Retype each line of the material exactly, please, skipping any picture in it.

--- Begin Information supplied ---

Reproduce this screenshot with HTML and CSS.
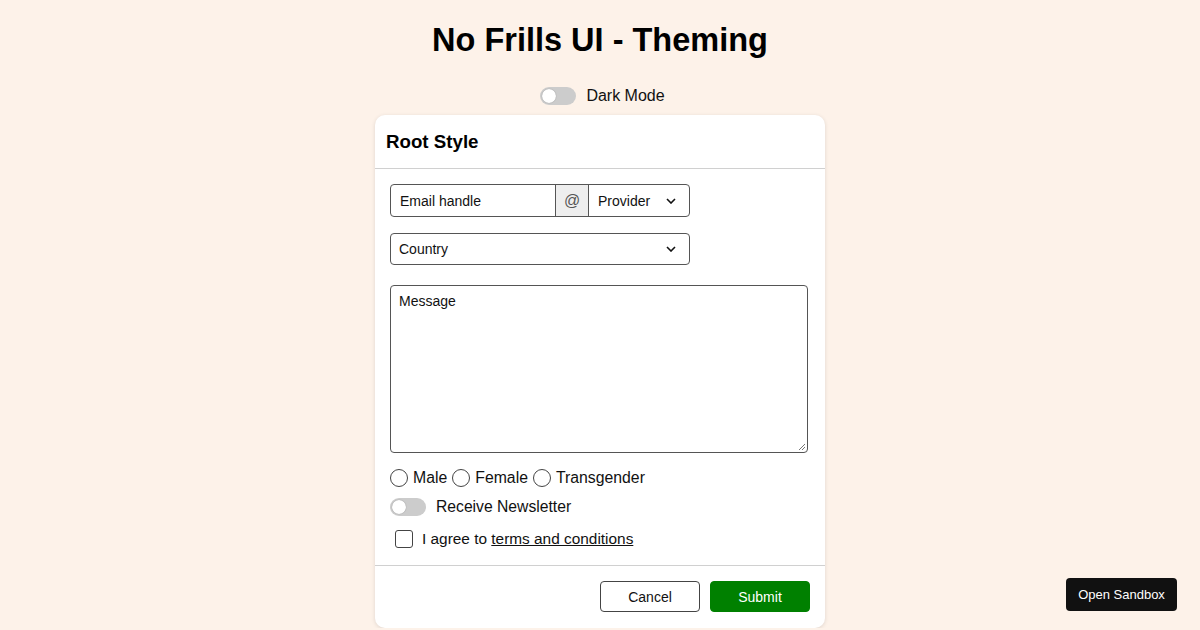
FILE: index.html
```html
<!DOCTYPE html>
<html lang="en">
<head>
    <meta charset="UTF-8">
    <title>No Frills UI - Theming</title>
    <link rel="stylesheet" href="styles.css">
</head>
<body>
    <h1 class="title">No Frills UI - Theming</h1>

    <div class="mode-row">
        <span class="toggle"><span class="knob"></span></span>
        <span>Dark Mode</span>
    </div>

    <div class="card">
        <div class="card-header">Root Style</div>
        <div class="card-body">
            <div class="input-group">
                <div class="field email">Email handle</div>
                <div class="addon">@</div>
                <div class="field select provider">
                    <span>Provider</span>
                    <svg width="10" height="6" viewBox="0 0 10 6"><path d="M1 1l4 4 4-4" fill="none" stroke="#111" stroke-width="1.6"/></svg>
                </div>
            </div>
            <div class="field select country">
                <span>Country</span>
                <svg width="10" height="6" viewBox="0 0 10 6"><path d="M1 1l4 4 4-4" fill="none" stroke="#111" stroke-width="1.6"/></svg>
            </div>
            <div class="textarea">
                <span>Message</span>
                <svg class="grip" width="8" height="8" viewBox="0 0 8 8"><path d="M7 1L1 7M7 4L4 7" stroke="#777" stroke-width="1"/></svg>
            </div>
            <div class="radios">
                <label class="radio"><span class="circle"></span>Male</label>
                <label class="radio"><span class="circle"></span>Female</label>
                <label class="radio"><span class="circle"></span>Transgender</label>
            </div>
            <div class="newsletter">
                <span class="toggle"><span class="knob"></span></span>
                <span>Receive Newsletter</span>
            </div>
            <div class="agree">
                <span class="checkbox"></span>
                <span>I agree to <a href="#">terms and conditions</a></span>
            </div>
        </div>
        <div class="card-footer">
            <button class="btn btn-outline">Cancel</button>
            <button class="btn btn-success">Submit</button>
        </div>
    </div>

    <button class="sandbox">Open Sandbox</button>
</body>
</html>
```

FILE: styles.css
```css
body {
    margin: 0;
    padding: 0;
    background-color: #fdf2e9;
    font-family: 'Liberation Sans', Arial, sans-serif;
    color: #111;
}
.title {
    margin: 0;
    padding-top: 22px;
    font-size: 32.5px;
    line-height: 37px;
    text-align: center;
    color: #000;
}
.mode-row {
    display: flex;
    justify-content: center;
    align-items: center;
    gap: 10px;
    margin-top: 27px;
    font-size: 16px;
    height: 20px;
    padding-left: 5px;
}
.toggle {
    display: inline-block;
    position: relative;
    width: 36px;
    height: 18px;
    border-radius: 9px;
    background-color: #cccccc;
}
.knob {
    position: absolute;
    left: 2px;
    top: 2px;
    width: 14px;
    height: 14px;
    border-radius: 50%;
    background-color: #fff;
    box-shadow: 0 0 1px rgba(0,0,0,0.4);
}
.card {
    width: 450px;
    margin: 9px auto 0;
    background-color: #fff;
    border-radius: 10px;
    box-shadow: 0 1px 4px rgba(0,0,0,0.12);
}
.card-header {
    height: 53px;
    line-height: 53px;
    padding: 0 11px;
    font-size: 18.72px;
    font-weight: bold;
    color: #000;
    border-bottom: 1px solid #d0d0d0;
}
.card-body {
    padding: 15px 17px 16px 15px;
    font-size: 14px;
}
.input-group {
    display: flex;
    width: 300px;
    height: 33px;
    border: 1px solid #555;
    border-radius: 4px;
    box-sizing: border-box;
    overflow: hidden;
}
.field {
    display: flex;
    align-items: center;
    padding: 0 9px;
    box-sizing: border-box;
}
.email {
    width: 164px;
}
.addon {
    width: 34px;
    box-sizing: border-box;
    display: flex;
    align-items: center;
    justify-content: center;
    background-color: #eeeeee;
    border-left: 1px solid #555;
    border-right: 1px solid #555;
    color: #555;
    font-size: 16px;
}
.select {
    justify-content: space-between;
}
.provider {
    flex: 1;
    padding-right: 13px;
}
.country {
    width: 300px;
    height: 32px;
    margin-top: 16px;
    border: 1px solid #555;
    border-radius: 4px;
    padding-left: 8px;
    padding-right: 13px;
}
.textarea {
    position: relative;
    height: 168px;
    margin-top: 20px;
    border: 1px solid #555;
    border-radius: 4px;
    box-sizing: border-box;
    padding: 7px 8px;
}
.grip {
    position: absolute;
    right: 1px;
    bottom: 1px;
}
.radios {
    display: flex;
    gap: 5px;
    margin-top: 15px;
    font-size: 15.8px;
    height: 20px;
    align-items: center;
}
.radio {
    display: flex;
    align-items: center;
    gap: 5px;
}
.circle {
    width: 16px;
    height: 16px;
    border: 1px solid #444;
    border-radius: 50%;
}
.newsletter {
    display: flex;
    align-items: center;
    gap: 10px;
    margin-top: 9px;
    font-size: 15.7px;
    height: 20px;
}
.agree {
    display: flex;
    align-items: center;
    gap: 9px;
    margin-top: 12px;
    padding-left: 5px;
    font-size: 15.4px;
    height: 20px;
}
.checkbox {
    width: 16px;
    height: 16px;
    border: 1px solid #444;
    border-radius: 3px;
}
.agree a {
    color: #111;
}
.card-footer {
    display: flex;
    justify-content: flex-end;
    gap: 10px;
    padding: 15px 15px 16px;
    border-top: 1px solid #d0d0d0;
}
.btn {
    width: 100px;
    height: 31px;
    border-radius: 4px;
    font-family: 'Liberation Sans', Arial, sans-serif;
    font-size: 14px;
    cursor: pointer;
}
.btn-outline {
    background-color: #fff;
    border: 1px solid #444;
    color: #111;
}
.btn-success {
    background-color: #008000;
    border: 1px solid #008000;
    color: #fff;
}
.sandbox {
    position: fixed;
    right: 23px;
    bottom: 19px;
    width: 111px;
    height: 33px;
    background-color: #111;
    color: #fff;
    border: none;
    border-radius: 4px;
    font-family: 'Liberation Sans', Arial, sans-serif;
    font-size: 13px;
}
```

--- End Information supplied ---

Full solution:
Reproduce this screenshot with HTML and CSS.
FILE: index.html
```html
<!DOCTYPE html>
<html lang="en">
<head>
    <meta charset="UTF-8">
    <title>No Frills UI - Theming</title>
    <link rel="stylesheet" href="styles.css">
</head>
<body>
    <h1 class="title">No Frills UI - Theming</h1>

    <div class="mode-row">
        <span class="toggle"><span class="knob"></span></span>
        <span>Dark Mode</span>
    </div>

    <div class="card">
        <div class="card-header">Root Style</div>
        <div class="card-body">
            <div class="input-group">
                <div class="field email">Email handle</div>
                <div class="addon">@</div>
                <div class="field select provider">
                    <span>Provider</span>
                    <svg width="10" height="6" viewBox="0 0 10 6"><path d="M1 1l4 4 4-4" fill="none" stroke="#111" stroke-width="1.6"/></svg>
                </div>
            </div>
            <div class="field select country">
                <span>Country</span>
                <svg width="10" height="6" viewBox="0 0 10 6"><path d="M1 1l4 4 4-4" fill="none" stroke="#111" stroke-width="1.6"/></svg>
            </div>
            <div class="textarea">
                <span>Message</span>
                <svg class="grip" width="8" height="8" viewBox="0 0 8 8"><path d="M7 1L1 7M7 4L4 7" stroke="#777" stroke-width="1"/></svg>
            </div>
            <div class="radios">
                <label class="radio"><span class="circle"></span>Male</label>
                <label class="radio"><span class="circle"></span>Female</label>
                <label class="radio"><span class="circle"></span>Transgender</label>
            </div>
            <div class="newsletter">
                <span class="toggle"><span class="knob"></span></span>
                <span>Receive Newsletter</span>
            </div>
            <div class="agree">
                <span class="checkbox"></span>
                <span>I agree to <a href="#">terms and conditions</a></span>
            </div>
        </div>
        <div class="card-footer">
            <button class="btn btn-outline">Cancel</button>
            <button class="btn btn-success">Submit</button>
        </div>
    </div>

    <button class="sandbox">Open Sandbox</button>
</body>
</html>
```

FILE: styles.css
```css
body {
    margin: 0;
    padding: 0;
    background-color: #fdf2e9;
    font-family: 'Liberation Sans', Arial, sans-serif;
    color: #111;
}
.title {
    margin: 0;
    padding-top: 22px;
    font-size: 32.5px;
    line-height: 37px;
    text-align: center;
    color: #000;
}
.mode-row {
    display: flex;
    justify-content: center;
    align-items: center;
    gap: 10px;
    margin-top: 27px;
    font-size: 16px;
    height: 20px;
    padding-left: 5px;
}
.toggle {
    display: inline-block;
    position: relative;
    width: 36px;
    height: 18px;
    border-radius: 9px;
    background-color: #cccccc;
}
.knob {
    position: absolute;
    left: 2px;
    top: 2px;
    width: 14px;
    height: 14px;
    border-radius: 50%;
    background-color: #fff;
    box-shadow: 0 0 1px rgba(0,0,0,0.4);
}
.card {
    width: 450px;
    margin: 9px auto 0;
    background-color: #fff;
    border-radius: 10px;
    box-shadow: 0 1px 4px rgba(0,0,0,0.12);
}
.card-header {
    height: 53px;
    line-height: 53px;
    padding: 0 11px;
    font-size: 18.72px;
    font-weight: bold;
    color: #000;
    border-bottom: 1px solid #d0d0d0;
}
.card-body {
    padding: 15px 17px 16px 15px;
    font-size: 14px;
}
.input-group {
    display: flex;
    width: 300px;
    height: 33px;
    border: 1px solid #555;
    border-radius: 4px;
    box-sizing: border-box;
    overflow: hidden;
}
.field {
    display: flex;
    align-items: center;
    padding: 0 9px;
    box-sizing: border-box;
}
.email {
    width: 164px;
}
.addon {
    width: 34px;
    box-sizing: border-box;
    display: flex;
    align-items: center;
    justify-content: center;
    background-color: #eeeeee;
    border-left: 1px solid #555;
    border-right: 1px solid #555;
    color: #555;
    font-size: 16px;
}
.select {
    justify-content: space-between;
}
.provider {
    flex: 1;
    padding-right: 13px;
}
.country {
    width: 300px;
    height: 32px;
    margin-top: 16px;
    border: 1px solid #555;
    border-radius: 4px;
    padding-left: 8px;
    padding-right: 13px;
}
.textarea {
    position: relative;
    height: 168px;
    margin-top: 20px;
    border: 1px solid #555;
    border-radius: 4px;
    box-sizing: border-box;
    padding: 7px 8px;
}
.grip {
    position: absolute;
    right: 1px;
    bottom: 1px;
}
.radios {
    display: flex;
    gap: 5px;
    margin-top: 15px;
    font-size: 15.8px;
    height: 20px;
    align-items: center;
}
.radio {
    display: flex;
    align-items: center;
    gap: 5px;
}
.circle {
    width: 16px;
    height: 16px;
    border: 1px solid #444;
    border-radius: 50%;
}
.newsletter {
    display: flex;
    align-items: center;
    gap: 10px;
    margin-top: 9px;
    font-size: 15.7px;
    height: 20px;
}
.agree {
    display: flex;
    align-items: center;
    gap: 9px;
    margin-top: 12px;
    padding-left: 5px;
    font-size: 15.4px;
    height: 20px;
}
.checkbox {
    width: 16px;
    height: 16px;
    border: 1px solid #444;
    border-radius: 3px;
}
.agree a {
    color: #111;
}
.card-footer {
    display: flex;
    justify-content: flex-end;
    gap: 10px;
    padding: 15px 15px 16px;
    border-top: 1px solid #d0d0d0;
}
.btn {
    width: 100px;
    height: 31px;
    border-radius: 4px;
    font-family: 'Liberation Sans', Arial, sans-serif;
    font-size: 14px;
    cursor: pointer;
}
.btn-outline {
    background-color: #fff;
    border: 1px solid #444;
    color: #111;
}
.btn-success {
    background-color: #008000;
    border: 1px solid #008000;
    color: #fff;
}
.sandbox {
    position: fixed;
    right: 23px;
    bottom: 19px;
    width: 111px;
    height: 33px;
    background-color: #111;
    color: #fff;
    border: none;
    border-radius: 4px;
    font-family: 'Liberation Sans', Arial, sans-serif;
    font-size: 13px;
}
```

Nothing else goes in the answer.